9. The method of claim 6, comprising transmitting a pulse on the valid signal when a packet corresponding to the start of a group is transmitted with said first phase.

10. The method of claim 9, further comprising evaluating a packing density which represents a number of groups to be transmitted between successive valid pulses as a function of the number of physical links and the clock frequency.

11. The method of claim 10, wherein evaluating the packing density comprises the steps of:

1. setting a value X to 0;

2. setting the packing density to 1;

3. calculating X=remainder of the integer division of (the number of links of the input bus+X) by (2×n);

4. If the remainder is non-zero, increasing the packing density by 1 and repeating step 3

5. When X is found to be zero, stopping.

12. The method of claim 11, further comprising comparing the packing density to a storage limit and if the packing density exceeds the storage limit, increasing the number of physical links used on the input bus.

13. The method of claim 1, comprising organizing the input data into frames and providing a frame synchronizing signal.

14. The method of claim 13, comprising transmitting the frame synchronizing signal from among packets on the configurable bus.

15. A method for receiving data on a configurable bus having a set of available physical links, comprising:

receiving input data, supplied to a configurable bus receiver, in packets on a number of the available physical links, at a clock frequency;

providing a clock;

reformatting the packets into groups, and

transmitting the data on an output bus at at least one of a plurality of data rates.

16. The method of claim 15, wherein the input data was previously supplied at said at least one of a plurality of data rates and organized into packets.

17. A configurable bus transmitter, comprising:

an output configured to drive a set of available physical links, and

first circuitry for receiving data at at least one of a plurality of data rates, on an input bus, said input bus having a number of input links,

wherein said first circuitry is configured to select a number of physical links, and a clock frequency based on information on the at least one of the plurality of data rates and the number of input links used on the input bus.

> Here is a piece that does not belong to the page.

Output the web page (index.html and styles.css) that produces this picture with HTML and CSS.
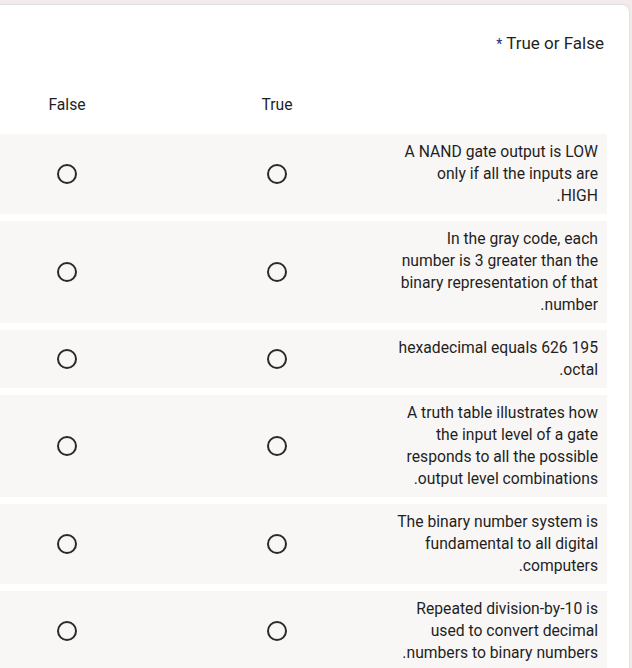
FILE: index.html
```html
<!DOCTYPE html>
<html lang="en">
<head>
<meta charset="utf-8">
<title>True or False</title>
<link rel="stylesheet" href="styles.css">
</head>
<body>
<div class="card">
  <div class="title"><span class="req">*</span> True or False</div>
  <div class="grid">
    <div class="row head">
      <div class="opt opt-false">False</div>
      <div class="opt opt-true">True</div>
      <div class="label"></div>
    </div>
    <div class="row item">
      <div class="opt opt-false"><span class="radio"></span></div>
      <div class="opt opt-true"><span class="radio"></span></div>
      <div class="label"><div>A NAND gate output is LOW</div><div>only if all the inputs are</div><div>.HIGH</div></div>
    </div>
    <div class="row item">
      <div class="opt opt-false"><span class="radio"></span></div>
      <div class="opt opt-true"><span class="radio"></span></div>
      <div class="label"><div>In the gray code, each</div><div>number is 3 greater than the</div><div>binary representation of that</div><div>.number</div></div>
    </div>
    <div class="row item">
      <div class="opt opt-false"><span class="radio"></span></div>
      <div class="opt opt-true"><span class="radio"></span></div>
      <div class="label"><div>hexadecimal equals 626 195</div><div>.octal</div></div>
    </div>
    <div class="row item">
      <div class="opt opt-false"><span class="radio"></span></div>
      <div class="opt opt-true"><span class="radio"></span></div>
      <div class="label"><div>A truth table illustrates how</div><div>the input level of a gate</div><div>responds to all the possible</div><div>.output level combinations</div></div>
    </div>
    <div class="row item">
      <div class="opt opt-false"><span class="radio"></span></div>
      <div class="opt opt-true"><span class="radio"></span></div>
      <div class="label"><div>The binary number system is</div><div>fundamental to all digital</div><div>.computers</div></div>
    </div>
    <div class="row item">
      <div class="opt opt-false"><span class="radio"></span></div>
      <div class="opt opt-true"><span class="radio"></span></div>
      <div class="label"><div>Repeated division-by-10 is</div><div>used to convert decimal</div><div>.numbers to binary numbers</div></div>
    </div>
  </div>
</div>
</body>
</html>
```

FILE: styles.css
```css
html, body {
  margin: 0;
  padding: 0;
}
body {
  background: #f3eaec;
  font-family: Roboto, "Liberation Sans", Arial, sans-serif;
  color: #1f1f1f;
  overflow: hidden;
  height: 668px;
}
.card {
  margin-top: 4px;
  margin-right: 2px;
  background: #ffffff;
  border-top: 1px solid #e3dfe0;
  border-right: 1px solid #e6e1e2;
  border-radius: 0 8px 0 0;
  padding-top: 26px;
  min-height: 700px;
}
.title {
  text-align: right;
  font-size: 17px;
  line-height: 24px;
  padding-right: 25px;
}
.req {
  color: #1c2a8c;
  font-size: 14px;
}
.grid {
  width: 607px;
  display: flex;
  flex-direction: column;
  gap: 7px;
  margin-top: 38px;
}
.row {
  display: flex;
  align-items: center;
}
.row.head {
  font-size: 15.7px;
  line-height: 22px;
  margin-bottom: 11px;
}
.row.item {
  background: #f9f7f6;
  padding: 7px 0;
}
.opt {
  display: flex;
  justify-content: center;
  flex: none;
}
.opt-false {
  width: 134px;
}
.opt-true {
  width: 122px;
  margin-left: 82px;
}
.label {
  flex: 1;
  text-align: right;
  font-size: 15.7px;
  line-height: 22px;
  padding-right: 9px;
  white-space: nowrap;
}
.radio {
  width: 20px;
  height: 20px;
  box-sizing: border-box;
  border: 2px solid #2a2a2a;
  border-radius: 50%;
  display: block;
}
```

18. The configurable bus transmitter of claim 17, wherein said first circuitry is configured to reformat the data into packets and to provide a valid signal.

19. The configurable bus transmitter of claim 17, further comprising second circuitry configured to provide a transmit clock and transmit the transmit clock, the valid signal and packets over the selected physical links.

20. The configurable bus transmitter of claim 19, wherein second circuitry is configured to transmit the packets on both clock edges of the transmit clock.

21. The configurable bus transmitter of claim 19, wherein first circuitry is coupled to the second circuitry by at least two parallel buses, a link for the valid signal and a link for the transmit clock signal.

22. The configurable bus transmitter of claim 17, further comprising a synchronization circuit configured to generate a frame synchronizing signal.

23. The configurable bus transmitter of claim 22 wherein the synchronization circuit is configured to be clocked by a clock.

24. A configurable bus receiver comprising

an input configured to receive data on a number of physical links;

formatting circuitry adapted to format the data;

transmit circuitry adapted to transmit data on an output bus at the same data rate at which it was generated before transmission to the input.

25. The configurable bus receiver of claim 24, further comprising circuitry for generating a clock and transmitting said clock to a configurable bus transmitter.

26. An equipment comprising at least one of a configurable bus transmitter according to claim 17.

27. An equipment comprising at least one of a configurable bus receiver according to claim 24.